The Colonial Theatre recently completed an $8 million renovation, expanding from one theater (of The Blob fame) to three unique theaters, and adding beer and wine to the concession-stand offerings. “It’s just one additional perk to come here,” Carr said. “We’re not Movie Tavern. We’re not a restaurant.”
At the end of the day, all the theater folks agreed that what customers care about most is not beer or wine or luxury amenities. Yes, they want their theater to be clean and well-maintained, and Heineken on tap doesn’t hurt. But they are drawn in by the films themselves and the viewing experience.
“It’s a completely different experience to see a movie on a big screen with an audience,” Toner said. “Seeing Casablanca with a sold-out audience is a completely different experience than watching it for the umpteenth time in your living room.”
“The biggest challenge for me is to maintain the balance showing films people want to see with showing films people should see,” Scott said.

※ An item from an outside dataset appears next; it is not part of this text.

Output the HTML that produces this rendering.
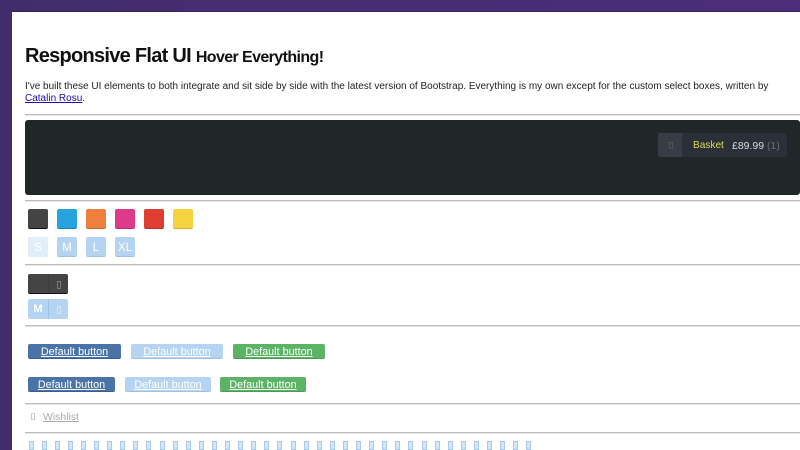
<!DOCTYPE html>
<html><head><meta charset="utf-8"><style>
html,body{margin:0;padding:0}
body{width:800px;height:450px;overflow:hidden;position:relative;background:linear-gradient(90deg,#412d6c,#4c2d7b);font-family:"Liberation Sans",sans-serif}
#w{position:absolute;left:12px;top:12px;width:788px;height:438px;background:#fff}
#w:before{content:"";position:absolute;left:0;top:-1px;width:788px;height:1px;background:#352458}
.a{position:absolute}
.hr{position:absolute;left:25px;width:775px;height:1px;background:#bdbdbd;box-shadow:0 1px 0 #e6e6e6}
.s{position:absolute;width:20px;height:20px;border-radius:2px;box-sizing:border-box}
.t{color:#fff;font:11.5px/22px "Liberation Sans",sans-serif;text-align:center}
.b{position:absolute;height:15px;border-radius:2px;color:#fff;text-align:center;font:10.8px/16px "Liberation Sans",sans-serif;text-decoration:underline;white-space:nowrap;box-sizing:border-box}
.tf{position:absolute;width:3px;height:7px;border:1px solid #a9c9e8;box-sizing:content-box;background:#d5e6f6}
</style></head><body>
<div id="w"></div>
<div class="a" style="left:25px;top:44px;font:bold 20px/24px 'Liberation Sans',sans-serif;letter-spacing:-.72px;color:#111;white-space:nowrap">Responsive Flat UI <span style="font-size:16px;letter-spacing:-.6px">Hover Everything!</span></div>
<div class="a" style="left:25px;top:81px;width:760px;font:10px/12px 'Liberation Sans',sans-serif;color:#222">I've built these UI elements to both integrate and sit side by side with the latest version of Bootstrap. Everything is my own except for the custom select boxes, written by <a style="color:#1a0dab;text-decoration:underline">Catalin Rosu</a>.</div>
<div class="hr" style="top:114px"></div>
<div class="a" style="left:25px;top:120px;width:775px;height:75px;background:#212629;border-radius:3px"></div>
<div class="a" style="left:658px;top:133px;width:129px;height:24px;background:#2b2f38;border-radius:2px"></div>
<div class="a" style="left:658px;top:133px;width:24px;height:24px;background:#383c47;border-radius:2px 0 0 2px"></div>
<div class="a" style="left:669px;top:142px;width:2px;height:5px;border:1px solid #4f535e"></div>
<div class="a" style="left:693px;top:139px;font:10.1px/14px 'Liberation Sans',sans-serif;color:#dcdc55;white-space:nowrap">Basket</div>
<div class="a" style="left:732px;top:139px;font:10.5px/14px 'Liberation Sans',sans-serif;color:#d9dbe0;white-space:nowrap">£89.99 <span style="color:#6b6f7a">(1)</span></div>
<div class="hr" style="top:200px"></div>
<div class="s" style="left:28px;top:209px;background:#444;border-bottom:1px solid #111"></div>
<div class="s" style="left:57px;top:209px;background:#29a3dd;border-bottom:1px solid #1d83b5"></div>
<div class="s" style="left:86px;top:209px;background:#ee7f3f;border-bottom:1px solid #cf6a2e"></div>
<div class="s" style="left:115px;top:209px;background:#dd3a8a;border-bottom:1px solid #b92d72"></div>
<div class="s" style="left:144px;top:209px;background:#de3e30;border-bottom:1px solid #b83025"></div>
<div class="s" style="left:173px;top:209px;background:#f4d33f;border-bottom:1px solid #d6b62f"></div>
<div class="s t" style="left:28px;top:237px;background:#e0eefa">S</div>
<div class="s t" style="left:57px;top:237px;background:#b4d4f1;border-bottom:1px solid #a1c3e2">M</div>
<div class="s t" style="left:86px;top:237px;background:#b4d4f1;border-bottom:1px solid #a1c3e2">L</div>
<div class="s t" style="left:115px;top:237px;background:#b4d4f1;border-bottom:1px solid #a1c3e2">XL</div>
<div class="hr" style="top:264px"></div>
<div class="a" style="left:28px;top:274px;width:40px;height:20px;background:#444;border-radius:2px;border-bottom:1px solid #111;box-sizing:border-box"></div>
<div class="a" style="left:48px;top:274px;width:1px;height:19px;background:#3c3c3c"></div>
<div class="a" style="left:57px;top:281px;width:2px;height:6px;border:1px solid #777"></div>
<div class="a" style="left:28px;top:299px;width:40px;height:20px;background:#b4d4f1;border-radius:2px"></div>
<div class="a" style="left:48px;top:299px;width:1px;height:20px;background:#9cc2e5"></div>
<div class="a" style="left:28px;top:299px;width:20px;font:bold 11px/20px 'Liberation Sans',sans-serif;color:#fff;text-align:center">M</div>
<div class="a" style="left:57px;top:306px;width:2px;height:6px;border:1px solid #d4e6f7"></div>
<div class="hr" style="top:325px"></div>
<div class="b" style="left:28px;top:344px;width:93px;background:#4a74a8;border-bottom:1px solid #3a5f8c">Default button</div>
<div class="b" style="left:131px;top:344px;width:92px;background:#b4d4f1;border-bottom:1px solid #a1c3e2">Default button</div>
<div class="b" style="left:233px;top:344px;width:92px;background:#5cb366;border-bottom:1px solid #4b9a55">Default button</div>
<div class="b" style="left:28px;top:377px;width:87px;background:#4a74a8;border-bottom:1px solid #3a5f8c">Default button</div>
<div class="b" style="left:125px;top:377px;width:86px;background:#b4d4f1;border-bottom:1px solid #a1c3e2">Default button</div>
<div class="b" style="left:220px;top:377px;width:86px;background:#5cb366;border-bottom:1px solid #4b9a55">Default button</div>
<div class="hr" style="top:403px"></div>
<div class="a" style="left:31px;top:413px;width:2px;height:5px;border:1px solid #ccc"></div>
<div class="a" style="left:43px;top:411px;font:10.45px/14px 'Liberation Sans',sans-serif;color:#a9a9a9;text-decoration:underline">Wishlist</div>
<div class="hr" style="top:432px"></div>
<div id="r"><div class="tf" style="left:28.5px;top:441px"></div><div class="tf" style="left:41.6px;top:441px"></div><div class="tf" style="left:54.7px;top:441px"></div><div class="tf" style="left:67.8px;top:441px"></div><div class="tf" style="left:80.9px;top:441px"></div><div class="tf" style="left:94px;top:441px"></div><div class="tf" style="left:107.1px;top:441px"></div><div class="tf" style="left:120.2px;top:441px"></div><div class="tf" style="left:133.3px;top:441px"></div><div class="tf" style="left:146.4px;top:441px"></div><div class="tf" style="left:159.5px;top:441px"></div><div class="tf" style="left:172.6px;top:441px"></div><div class="tf" style="left:185.7px;top:441px"></div><div class="tf" style="left:198.8px;top:441px"></div><div class="tf" style="left:211.9px;top:441px"></div><div class="tf" style="left:225px;top:441px"></div><div class="tf" style="left:238.1px;top:441px"></div><div class="tf" style="left:251.2px;top:441px"></div><div class="tf" style="left:264.3px;top:441px"></div><div class="tf" style="left:277.4px;top:441px"></div><div class="tf" style="left:290.5px;top:441px"></div><div class="tf" style="left:303.6px;top:441px"></div><div class="tf" style="left:316.7px;top:441px"></div><div class="tf" style="left:329.8px;top:441px"></div><div class="tf" style="left:342.9px;top:441px"></div><div class="tf" style="left:356px;top:441px"></div><div class="tf" style="left:369.1px;top:441px"></div><div class="tf" style="left:382.2px;top:441px"></div><div class="tf" style="left:395.3px;top:441px"></div><div class="tf" style="left:408.4px;top:441px"></div><div class="tf" style="left:421.5px;top:441px"></div><div class="tf" style="left:434.6px;top:441px"></div><div class="tf" style="left:447.7px;top:441px"></div><div class="tf" style="left:460.8px;top:441px"></div><div class="tf" style="left:473.9px;top:441px"></div><div class="tf" style="left:487px;top:441px"></div><div class="tf" style="left:500.1px;top:441px"></div><div class="tf" style="left:513.2px;top:441px"></div><div class="tf" style="left:526.3px;top:441px"></div></div>
</body></html>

In that regard, the nonprofits have an edge over places like the Anthony Wayne, which provides first-run films and has a harder time showing the types of documentaries and special, or repertory, films that have made places like Bryn Mawr Film Institute and the Colonial Theatre such a success.
Wax did start a nonprofit for the Anthony Wayne’s fund-raising, he said, and is operating the theater under a half-and-half model — part for-profit, part nonprofit — with plans to start a membership program soon.
For now, Wallen and Wax remain optimistic. Despite all the competition, the Anthony Wayne can — and more important, should — be revived, Wallen said.
“I’m just out there screaming into the heavens,” Wallen said. “All we need is that spark and we’ll be something.”
“Given what Wayne is, we’d really like to make [the Anthony Wayne] a Main Line niche,” Wax said. “We hope everyone feels the same way and wants it to stay a theater.”